YOUR TASK:
Give every line of the data again, unchanged, but with no pictures.

GIVEN INFORMATION:
— Start —
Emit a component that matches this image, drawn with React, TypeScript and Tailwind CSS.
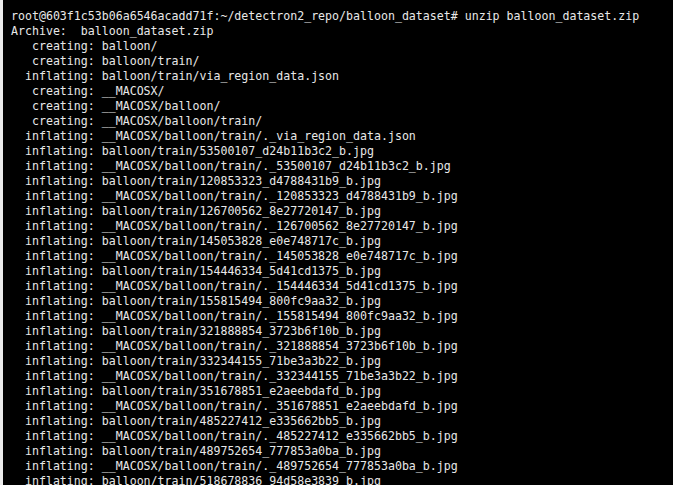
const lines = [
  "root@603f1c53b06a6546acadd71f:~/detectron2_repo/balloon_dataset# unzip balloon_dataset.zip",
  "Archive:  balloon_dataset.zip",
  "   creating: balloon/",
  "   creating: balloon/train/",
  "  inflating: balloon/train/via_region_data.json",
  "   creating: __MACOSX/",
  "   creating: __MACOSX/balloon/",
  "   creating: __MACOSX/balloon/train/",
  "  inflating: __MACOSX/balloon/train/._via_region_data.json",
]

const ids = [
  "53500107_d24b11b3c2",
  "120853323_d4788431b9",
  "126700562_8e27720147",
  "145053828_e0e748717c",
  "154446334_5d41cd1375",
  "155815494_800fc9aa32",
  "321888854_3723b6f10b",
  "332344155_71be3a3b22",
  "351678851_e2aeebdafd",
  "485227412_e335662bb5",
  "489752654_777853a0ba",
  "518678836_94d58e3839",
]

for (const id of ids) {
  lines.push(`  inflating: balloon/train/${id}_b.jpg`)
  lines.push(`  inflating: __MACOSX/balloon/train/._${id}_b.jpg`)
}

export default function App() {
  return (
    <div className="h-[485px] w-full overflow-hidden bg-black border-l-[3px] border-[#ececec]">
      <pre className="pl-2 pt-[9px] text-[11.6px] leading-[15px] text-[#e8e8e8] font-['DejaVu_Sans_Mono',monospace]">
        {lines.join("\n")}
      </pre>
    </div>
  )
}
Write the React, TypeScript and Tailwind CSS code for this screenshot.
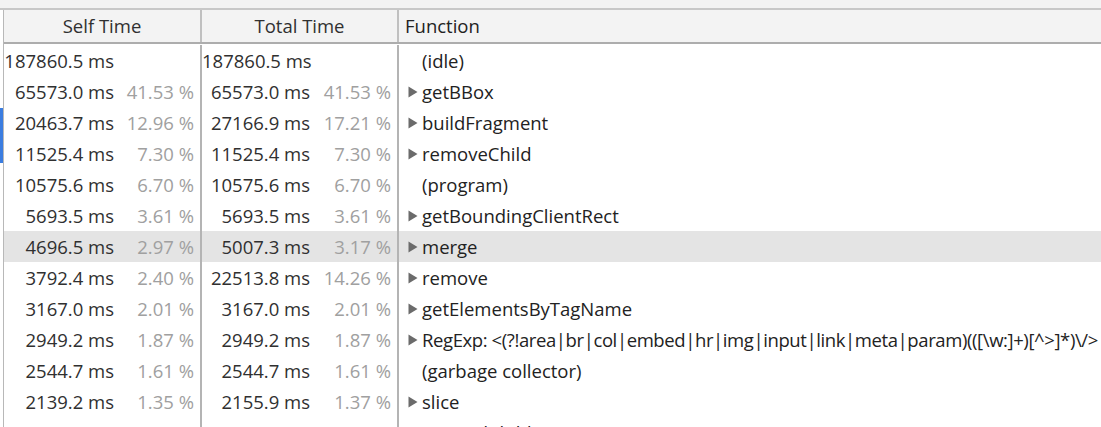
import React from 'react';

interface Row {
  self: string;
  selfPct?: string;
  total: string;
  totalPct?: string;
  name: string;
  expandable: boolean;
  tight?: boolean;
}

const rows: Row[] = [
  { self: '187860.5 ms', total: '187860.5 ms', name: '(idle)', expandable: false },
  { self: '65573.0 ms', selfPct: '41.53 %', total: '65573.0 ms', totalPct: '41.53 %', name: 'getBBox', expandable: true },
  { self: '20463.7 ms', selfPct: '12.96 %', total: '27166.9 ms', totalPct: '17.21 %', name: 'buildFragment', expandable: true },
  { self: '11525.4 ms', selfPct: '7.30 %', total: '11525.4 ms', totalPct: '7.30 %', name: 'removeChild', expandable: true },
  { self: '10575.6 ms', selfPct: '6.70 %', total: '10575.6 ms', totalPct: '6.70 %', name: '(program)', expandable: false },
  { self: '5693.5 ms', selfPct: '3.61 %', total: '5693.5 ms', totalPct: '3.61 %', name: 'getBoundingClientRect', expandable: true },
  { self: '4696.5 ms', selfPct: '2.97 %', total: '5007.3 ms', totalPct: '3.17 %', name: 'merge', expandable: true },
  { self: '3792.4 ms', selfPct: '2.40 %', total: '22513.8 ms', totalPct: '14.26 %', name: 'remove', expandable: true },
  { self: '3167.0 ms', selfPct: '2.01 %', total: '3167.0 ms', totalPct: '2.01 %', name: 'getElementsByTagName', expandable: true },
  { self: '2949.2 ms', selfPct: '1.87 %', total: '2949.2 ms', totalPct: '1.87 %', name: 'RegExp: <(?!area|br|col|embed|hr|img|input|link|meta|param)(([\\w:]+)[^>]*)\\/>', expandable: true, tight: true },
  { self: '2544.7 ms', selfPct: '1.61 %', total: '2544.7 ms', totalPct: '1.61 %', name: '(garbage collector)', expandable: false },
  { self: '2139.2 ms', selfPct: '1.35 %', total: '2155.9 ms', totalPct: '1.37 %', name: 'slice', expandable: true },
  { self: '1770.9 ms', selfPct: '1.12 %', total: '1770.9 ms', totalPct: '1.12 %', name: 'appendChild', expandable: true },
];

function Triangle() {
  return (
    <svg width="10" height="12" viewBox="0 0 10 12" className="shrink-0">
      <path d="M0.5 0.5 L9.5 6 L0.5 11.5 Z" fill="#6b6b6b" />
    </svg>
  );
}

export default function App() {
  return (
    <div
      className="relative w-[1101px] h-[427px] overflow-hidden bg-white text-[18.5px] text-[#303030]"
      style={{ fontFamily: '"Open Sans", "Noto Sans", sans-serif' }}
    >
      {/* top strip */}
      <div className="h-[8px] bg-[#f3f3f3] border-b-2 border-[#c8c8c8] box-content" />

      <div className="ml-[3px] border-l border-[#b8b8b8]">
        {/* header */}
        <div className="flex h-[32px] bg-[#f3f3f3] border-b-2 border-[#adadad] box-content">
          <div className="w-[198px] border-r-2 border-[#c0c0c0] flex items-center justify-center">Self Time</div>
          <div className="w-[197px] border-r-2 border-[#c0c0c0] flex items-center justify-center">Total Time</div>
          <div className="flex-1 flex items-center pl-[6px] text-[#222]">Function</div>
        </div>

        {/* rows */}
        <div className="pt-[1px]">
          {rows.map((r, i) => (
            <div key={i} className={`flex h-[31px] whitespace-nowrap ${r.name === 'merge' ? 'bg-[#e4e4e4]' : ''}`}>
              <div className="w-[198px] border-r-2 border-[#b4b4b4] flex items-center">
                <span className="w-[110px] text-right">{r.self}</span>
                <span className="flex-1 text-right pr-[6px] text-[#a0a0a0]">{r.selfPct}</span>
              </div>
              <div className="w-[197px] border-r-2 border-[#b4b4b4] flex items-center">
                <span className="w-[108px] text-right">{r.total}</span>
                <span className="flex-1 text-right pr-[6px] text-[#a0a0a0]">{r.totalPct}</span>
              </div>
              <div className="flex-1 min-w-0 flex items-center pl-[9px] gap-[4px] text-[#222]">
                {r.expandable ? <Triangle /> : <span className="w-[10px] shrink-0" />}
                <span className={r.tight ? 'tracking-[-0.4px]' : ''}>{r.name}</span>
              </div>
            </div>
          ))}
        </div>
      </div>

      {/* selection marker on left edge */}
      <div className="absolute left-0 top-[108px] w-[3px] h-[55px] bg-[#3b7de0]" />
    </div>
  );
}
— End —
OUTPUT:
Emit a component that matches this image, drawn with React, TypeScript and Tailwind CSS.
const lines = [
  "root@603f1c53b06a6546acadd71f:~/detectron2_repo/balloon_dataset# unzip balloon_dataset.zip",
  "Archive:  balloon_dataset.zip",
  "   creating: balloon/",
  "   creating: balloon/train/",
  "  inflating: balloon/train/via_region_data.json",
  "   creating: __MACOSX/",
  "   creating: __MACOSX/balloon/",
  "   creating: __MACOSX/balloon/train/",
  "  inflating: __MACOSX/balloon/train/._via_region_data.json",
]

const ids = [
  "53500107_d24b11b3c2",
  "120853323_d4788431b9",
  "126700562_8e27720147",
  "145053828_e0e748717c",
  "154446334_5d41cd1375",
  "155815494_800fc9aa32",
  "321888854_3723b6f10b",
  "332344155_71be3a3b22",
  "351678851_e2aeebdafd",
  "485227412_e335662bb5",
  "489752654_777853a0ba",
  "518678836_94d58e3839",
]

for (const id of ids) {
  lines.push(`  inflating: balloon/train/${id}_b.jpg`)
  lines.push(`  inflating: __MACOSX/balloon/train/._${id}_b.jpg`)
}

export default function App() {
  return (
    <div className="h-[485px] w-full overflow-hidden bg-black border-l-[3px] border-[#ececec]">
      <pre className="pl-2 pt-[9px] text-[11.6px] leading-[15px] text-[#e8e8e8] font-['DejaVu_Sans_Mono',monospace]">
        {lines.join("\n")}
      </pre>
    </div>
  )
}
Write the React, TypeScript and Tailwind CSS code for this screenshot.
import React from 'react';

interface Row {
  self: string;
  selfPct?: string;
  total: string;
  totalPct?: string;
  name: string;
  expandable: boolean;
  tight?: boolean;
}

const rows: Row[] = [
  { self: '187860.5 ms', total: '187860.5 ms', name: '(idle)', expandable: false },
  { self: '65573.0 ms', selfPct: '41.53 %', total: '65573.0 ms', totalPct: '41.53 %', name: 'getBBox', expandable: true },
  { self: '20463.7 ms', selfPct: '12.96 %', total: '27166.9 ms', totalPct: '17.21 %', name: 'buildFragment', expandable: true },
  { self: '11525.4 ms', selfPct: '7.30 %', total: '11525.4 ms', totalPct: '7.30 %', name: 'removeChild', expandable: true },
  { self: '10575.6 ms', selfPct: '6.70 %', total: '10575.6 ms', totalPct: '6.70 %', name: '(program)', expandable: false },
  { self: '5693.5 ms', selfPct: '3.61 %', total: '5693.5 ms', totalPct: '3.61 %', name: 'getBoundingClientRect', expandable: true },
  { self: '4696.5 ms', selfPct: '2.97 %', total: '5007.3 ms', totalPct: '3.17 %', name: 'merge', expandable: true },
  { self: '3792.4 ms', selfPct: '2.40 %', total: '22513.8 ms', totalPct: '14.26 %', name: 'remove', expandable: true },
  { self: '3167.0 ms', selfPct: '2.01 %', total: '3167.0 ms', totalPct: '2.01 %', name: 'getElementsByTagName', expandable: true },
  { self: '2949.2 ms', selfPct: '1.87 %', total: '2949.2 ms', totalPct: '1.87 %', name: 'RegExp: <(?!area|br|col|embed|hr|img|input|link|meta|param)(([\\w:]+)[^>]*)\\/>', expandable: true, tight: true },
  { self: '2544.7 ms', selfPct: '1.61 %', total: '2544.7 ms', totalPct: '1.61 %', name: '(garbage collector)', expandable: false },
  { self: '2139.2 ms', selfPct: '1.35 %', total: '2155.9 ms', totalPct: '1.37 %', name: 'slice', expandable: true },
  { self: '1770.9 ms', selfPct: '1.12 %', total: '1770.9 ms', totalPct: '1.12 %', name: 'appendChild', expandable: true },
];

function Triangle() {
  return (
    <svg width="10" height="12" viewBox="0 0 10 12" className="shrink-0">
      <path d="M0.5 0.5 L9.5 6 L0.5 11.5 Z" fill="#6b6b6b" />
    </svg>
  );
}

export default function App() {
  return (
    <div
      className="relative w-[1101px] h-[427px] overflow-hidden bg-white text-[18.5px] text-[#303030]"
      style={{ fontFamily: '"Open Sans", "Noto Sans", sans-serif' }}
    >
      {/* top strip */}
      <div className="h-[8px] bg-[#f3f3f3] border-b-2 border-[#c8c8c8] box-content" />

      <div className="ml-[3px] border-l border-[#b8b8b8]">
        {/* header */}
        <div className="flex h-[32px] bg-[#f3f3f3] border-b-2 border-[#adadad] box-content">
          <div className="w-[198px] border-r-2 border-[#c0c0c0] flex items-center justify-center">Self Time</div>
          <div className="w-[197px] border-r-2 border-[#c0c0c0] flex items-center justify-center">Total Time</div>
          <div className="flex-1 flex items-center pl-[6px] text-[#222]">Function</div>
        </div>

        {/* rows */}
        <div className="pt-[1px]">
          {rows.map((r, i) => (
            <div key={i} className={`flex h-[31px] whitespace-nowrap ${r.name === 'merge' ? 'bg-[#e4e4e4]' : ''}`}>
              <div className="w-[198px] border-r-2 border-[#b4b4b4] flex items-center">
                <span className="w-[110px] text-right">{r.self}</span>
                <span className="flex-1 text-right pr-[6px] text-[#a0a0a0]">{r.selfPct}</span>
              </div>
              <div className="w-[197px] border-r-2 border-[#b4b4b4] flex items-center">
                <span className="w-[108px] text-right">{r.total}</span>
                <span className="flex-1 text-right pr-[6px] text-[#a0a0a0]">{r.totalPct}</span>
              </div>
              <div className="flex-1 min-w-0 flex items-center pl-[9px] gap-[4px] text-[#222]">
                {r.expandable ? <Triangle /> : <span className="w-[10px] shrink-0" />}
                <span className={r.tight ? 'tracking-[-0.4px]' : ''}>{r.name}</span>
              </div>
            </div>
          ))}
        </div>
      </div>

      {/* selection marker on left edge */}
      <div className="absolute left-0 top-[108px] w-[3px] h-[55px] bg-[#3b7de0]" />
    </div>
  );
}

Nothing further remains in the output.